Given problem
Reproduce exactly the lines below, from the first one through the line containing "const grid = 'grid", and omit any pictures.

Recorded information
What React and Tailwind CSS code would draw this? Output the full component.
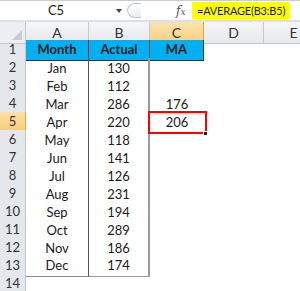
import React from 'react';

const rows = [
  ['Jan', 130, null],
  ['Feb', 112, null],
  ['Mar', 286, 176],
  ['Apr', 220, 206],
  ['May', 118, null],
  ['Jun', 141, null],
  ['Jul', 126, null],
  ['Aug', 231, null],
  ['Sep', 194, null],
  ['Oct', 289, null],
  ['Nov', 186, null],
  ['Dec', 174, null],
];

const cols = ['A', 'B', 'C', 'D', 'E'];
const grid = 'grid grid-cols-[26px_63px_61px_54px_60px_60px] h-[18px]';

function RowHead({ n, active }) {
  return (
    <div
      className={`flex items-center justify-center text-[13px] text-[#333] border-r border-b ${
        active
          ? 'bg-gradient-to-b from-[#fbe0a6] to-[#f6cb74] border-[#e3a93f]'
          : 'bg-[#e4e8ed] border-[#c4c8cd]'
      }`}
    >
      {n}
    </div>
  );
}

export default function App() {
  return (
    <div className="w-[300px] h-[291px] overflow-hidden bg-white font-['Lato',sans-serif] text-[#1a1a1a]">
      {/* Formula bar */}
      <div className="flex items-center h-[20px] border-t border-[#c9cdd2] bg-white">
        <div className="w-[112px] shrink-0 text-center text-[13px] leading-none">C5</div>
        <div className="w-[14px] shrink-0 flex justify-center">
          <svg width="6" height="4" viewBox="0 0 6 4">
            <path d="M0 0h6L3 4z" fill="#444" />
          </svg>
        </div>
        <div className="w-[14px] h-[15px] shrink-0 ml-[1px] rounded-l-full border-l border-y border-[#c3c7cc] bg-gradient-to-b from-white to-[#e9ecef]" />
        <div className="w-[35px] shrink-0" />
        <div className="w-[14px] shrink-0 mr-[2px] font-['DejaVu_Serif',serif] italic text-[12px] text-[#555] leading-none">
          f<span className="text-[9px]">x</span>
        </div>
        <div className="w-[98px] h-[17px] shrink-0 overflow-hidden whitespace-nowrap bg-[#ffff00] flex items-center pl-[5px] text-[11px] tracking-[-0.2px] leading-none">
          =AVERAGE(B3:B5)
        </div>
        <div className="flex-1" />
      </div>
      <div className="h-[2px] bg-[#dde1e6]" />

      {/* Column headers */}
      <div className={grid}>
        <div className="relative bg-[#eceef1] border-r border-b border-[#c4c8cd]">
          <svg className="absolute right-[3px] bottom-[3px]" width="10" height="10" viewBox="0 0 10 10">
            <path d="M10 0v10H0z" fill="#c9cdd2" />
          </svg>
        </div>
        {cols.map(c => (
          <div
            key={c}
            className={`flex items-center justify-center text-[14px] text-[#333] border-r border-b ${
              c === 'C'
                ? 'bg-gradient-to-b from-[#fbe2ae] to-[#f8cf7c] border-[#e3a93f]'
                : 'bg-gradient-to-b from-[#f5f6f7] to-[#e6e8ea] border-[#c4c8cd]'
            }`}
          >
            {c}
          </div>
        ))}
      </div>

      {/* Row 1: headings */}
      <div className={grid}>
        <RowHead n={1} />
        <div className="bg-[#00b0f0] border-r border-b border-[#333] flex items-center justify-center font-bold text-[13px]">Month</div>
        <div className="bg-[#00b0f0] border-r border-b border-[#333] flex items-center justify-center font-bold text-[13px]">Actual</div>
        <div className="bg-[#00b0f0] border-r border-b border-[#333] flex items-center justify-center font-bold text-[13px]">MA</div>
        <div />
        <div />
      </div>

      {/* Data rows */}
      {rows.map(([m, v, ma], i) => {
        const n = i + 2;
        const last = n === 13;
        return (
          <div key={m} className={grid}>
            <RowHead n={n} active={n === 5} />
            <div className={`flex items-center justify-center text-[13px] border-r border-[#555] ${last ? 'border-b border-b-[#8a8a8a]' : ''}`}>{m}</div>
            <div className={`flex items-center justify-center text-[13px] border-r-2 border-[#9a9a9a] ${last ? 'border-b' : ''}`}>{v}</div>
            <div className="relative flex items-center justify-center text-[13px]">
              {ma}
              {n === 5 && (
                <>
                  <div className="absolute -left-[2px] -top-[1px] -right-[3px] -bottom-[1px] border-2 border-[#ff0000]" />
                  <div className="absolute -right-[4px] -bottom-[3px] w-[5px] h-[5px] bg-[#222] border border-white" />
                </>
              )}
            </div>
            <div />
            <div />
          </div>
        );
      })}

      <div className={grid}>
        <RowHead n={14} />
      </div>
    </div>
  );
}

Final result
What React and Tailwind CSS code would draw this? Output the full component.
import React from 'react';

const rows = [
  ['Jan', 130, null],
  ['Feb', 112, null],
  ['Mar', 286, 176],
  ['Apr', 220, 206],
  ['May', 118, null],
  ['Jun', 141, null],
  ['Jul', 126, null],
  ['Aug', 231, null],
  ['Sep', 194, null],
  ['Oct', 289, null],
  ['Nov', 186, null],
  ['Dec', 174, null],
];

const cols = ['A', 'B', 'C', 'D', 'E'];
const grid = 'grid grid-cols-[26px_63px_61px_54px_60px_60px] h-[18px]';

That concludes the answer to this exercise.